One of the reasons that so few self-proclaimed Christians have a Christian worldview is that it is personally challenging to sustain that view. If someone really believes that God is in charge of the universe, he must, therefore, submit to God in his words and deeds. Most people don’t much like that idea. If a person believes that there is absolute moral truth, it means that playing around with truth, trying to reshape it or hide some of it for your own benefit, is not allowed. A recognition that the Bible teaches what is right and what is wrong is a constant judgment on a person’s daily life. It would be a good thing if all the people who claim to hold a Christian worldview would make it their business to live according to that worldview, even in defeat.
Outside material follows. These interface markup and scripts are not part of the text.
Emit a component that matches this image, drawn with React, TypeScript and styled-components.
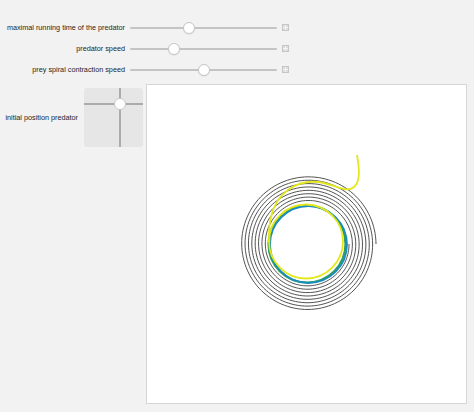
import React from 'react';
import styled, { createGlobalStyle } from 'styled-components';

const GlobalStyle = createGlobalStyle`
  html, body {
    margin: 0;
    padding: 0;
    background: #f2f2f2;
    font-family: "Liberation Sans", Arial, sans-serif;
  }
`;

const Page = styled.main`
  width: 474px;
  height: 412px;
  padding-top: 17px;
  box-sizing: border-box;
  overflow: hidden;
`;

const SliderRow = styled.div`
  display: grid;
  grid-template-columns: 125px 148px 6px;
  column-gap: 4px;
  align-items: center;
  height: 21px;
`;

const Label = styled.span`
  font-size: 7.25px;
  color: #262626;
  text-align: right;
  white-space: nowrap;
`;

const Track = styled.div`
  position: relative;
  height: 2px;
  margin-left: 1px;
  background: #c4c4c4;
  border-radius: 1px;
`;

const Thumb = styled.div<{ $pos: number }>`
  position: absolute;
  top: 50%;
  left: ${({ $pos }) => $pos * 100}%;
  width: 12px;
  height: 12px;
  margin: -6px 0 0 -6px;
  box-sizing: border-box;
  border-radius: 50%;
  background: #fff;
  border: 1px solid #c8c8c8;
  box-shadow: 0 0.5px 1px rgba(0, 0, 0, 0.12);
`;

const PlusBox = styled.div`
  width: 5px;
  height: 5px;
  margin-left: 1px;
  border: 1px solid #c6c6c6;
  background: #dcdcdc;
  position: relative;
  &::before,
  &::after {
    content: '';
    position: absolute;
    background: #f4f4f4;
  }
  &::before {
    left: 2px;
    top: 0;
    width: 1px;
    height: 5px;
  }
  &::after {
    left: 0;
    top: 2px;
    width: 5px;
    height: 1px;
  }
`;

const Lower = styled.section`
  display: flex;
  align-items: flex-start;
  margin-top: 4px;
`;

const PadGroup = styled.div`
  display: flex;
  align-items: center;
  gap: 6px;
  margin-top: 4px;
  width: 143px;
`;

const PadLabel = styled(Label)`
  width: 78px;
`;

const Pad = styled.div`
  position: relative;
  width: 59px;
  height: 59px;
  border-radius: 3px;
  background: #e6e6e6;
`;

const PadLine = styled.div<{ $vertical?: boolean }>`
  position: absolute;
  background: #ababab;
  ${({ $vertical }) =>
    $vertical
      ? 'left: 35px; top: 0; bottom: 0; width: 2px;'
      : 'top: 15px; left: 0; right: 0; height: 2px;'}
`;

const PadThumb = styled.div`
  position: absolute;
  left: 30px;
  top: 10px;
  width: 12px;
  height: 12px;
  box-sizing: border-box;
  border-radius: 50%;
  background: #fff;
  border: 1px solid #c8c8c8;
`;

const Plot = styled.div`
  width: 321px;
  height: 320px;
  margin-left: 3px;
  box-sizing: border-box;
  background: #fff;
  border: 1px solid #d6d6d6;
`;

const sliders = [
  { label: 'maximal running time of the predator', pos: 0.4 },
  { label: 'predator speed', pos: 0.3 },
  { label: 'prey spiral contraction speed', pos: 0.5 },
];

const spiralPath = (cx: number, cy: number) => {
  const turns = 8;
  const steps = turns * 120;
  const pts: string[] = [];
  for (let i = 0; i <= steps; i++) {
    const t = (i / steps) * turns * 2 * Math.PI;
    const r = 41 + (27 * i) / steps;
    pts.push(`${(cx + r * Math.cos(t)).toFixed(2)},${(cy + r * Math.sin(t)).toFixed(2)}`);
  }
  return 'M' + pts.join(' L');
};

const App: React.FC = () => (
  <Page>
    <GlobalStyle />
    {sliders.map((s) => (
      <SliderRow key={s.label}>
        <Label>{s.label}</Label>
        <Track>
          <Thumb $pos={s.pos} />
        </Track>
        <PlusBox />
      </SliderRow>
    ))}

    <Lower>
      <PadGroup>
        <PadLabel>initial position predator</PadLabel>
        <Pad>
          <PadLine />
          <PadLine $vertical />
          <PadThumb />
        </Pad>
      </PadGroup>
      <Plot>
        <svg width="319" height="318" viewBox="0 0 319 318">
          <path d={spiralPath(161, 159)} fill="none" stroke="#4a4a4a" strokeWidth="0.95" />
          <circle cx="160" cy="159" r="38.5" fill="none" stroke="#2f9e5a" strokeWidth="2.2" />
          <circle cx="161.5" cy="159.5" r="38.5" fill="none" stroke="#1a8cc0" strokeWidth="1.8" />
          <circle cx="159" cy="156.5" r="37" fill="none" stroke="#e3e81c" strokeWidth="1.8" />
          <path
            d="M210,70 C212,82 214,96 207,102 C199,109 188,99 171,97 C151,95 130,106 124,132 C121,145 122,152 122.5,157"
            fill="none"
            stroke="#e3e81c"
            strokeWidth="1.8"
          />
        </svg>
      </Plot>
    </Lower>
  </Page>
);

export default App;
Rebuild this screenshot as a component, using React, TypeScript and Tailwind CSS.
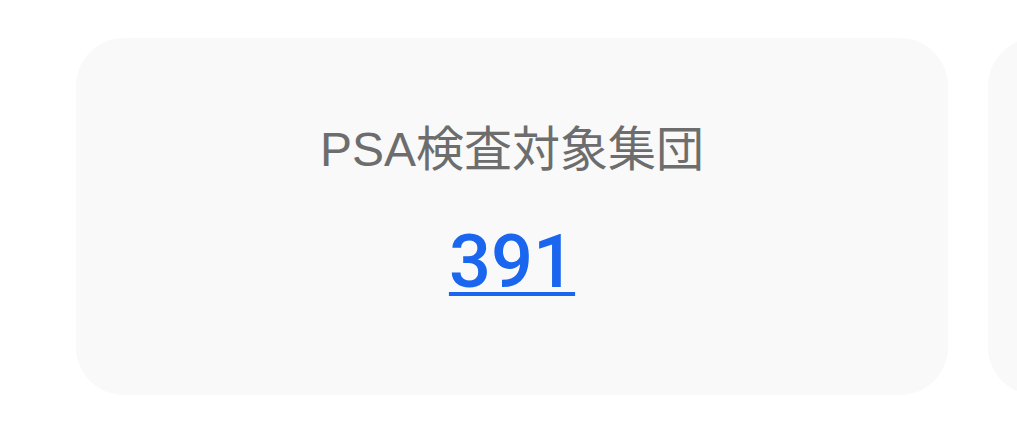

Jesus said that would be the real test of faith – to stand strong and overcome, even when everything is against you. Read Revelation 2 and 3 and look at all the challenges those churches faced. Jesus made it plain that they would not win all the political and cultural battles they faced. The war they most needed to win was the war against self that wants to rise up and get what it wants and hurt somebody when it doesn’t win. Jesus said that in the political and cultural wars we all face, we must cling to him and show him to the world, even when we don’t get what we want. The most basic act of discipleship is to deny self and go do what Christ does in the world. (Luke 9:23) In Revelation, it is those who overcome self-worship and put Christ first who win all the prizes, culminating in this one: “To the one who is victorious, I will give the right to sit with me on my throne.” (Revelation 3:21) It would probably look more virtuous if people behaved respectably without the necessity of rewards, but it doesn’t hurt to contemplate the rewards waiting for people who can be Christ-like even when the votes go against them.



A Verse For Meditation

I was ready to be sought by those who did not ask for me; I was ready to be found by those who did not seek me. I said, “Here I am, here I am,” to a nation that was not called by my name.   Isaiah 65:1 ESV

Isaiah 64 is a plea for God to come down and be among us. The prayer is fervent, heart-rending, and intense. It includes national confession and acknowledgement that the dire state of affairs in the country is fully deserved because of the apostasy of the people. Yet as the prayer ends at the end of chapter 64, the petitioner cries out, “After all this, Lord, will you hold yourself back? Will you keep silent and punish us beyond measure?” Isaiah 64:12 NIV84

  • What is God’s response in Isaiah 65:1?
  • What elements in contemporary US culture are not seeking God? How does God feel about them?

God continues his pleas:

“I spread out my hands all the day to a rebellious people, who walk in a way that is not good, following their own devices; a people who provoke me to my face continually … who say, “Keep to yourself, do not come near me, for I am too holy for you.” Isaiah 65:2-5 ESV

  • Secular thinkers believe that human beings live exclusively in the time/space frame of reference. They reject the concepts of eternity and infinity. They push God away, because they believe that human beings have evolved sufficiently to be their own moral guides. How does God treat them?
  • Secular thinkers say, “I don’t need God. I can figure out for myself what makes me feel happy.” In other words, “Do not come near me, for I am too holy for you.” How can Christians respond to that mindset?
  • God who created heaven and earth stands holding out his hands to a dark world, calling “Here I am,” to people who ignore him. What does this vision of God require of the church, Christ’s hands and feet on earth?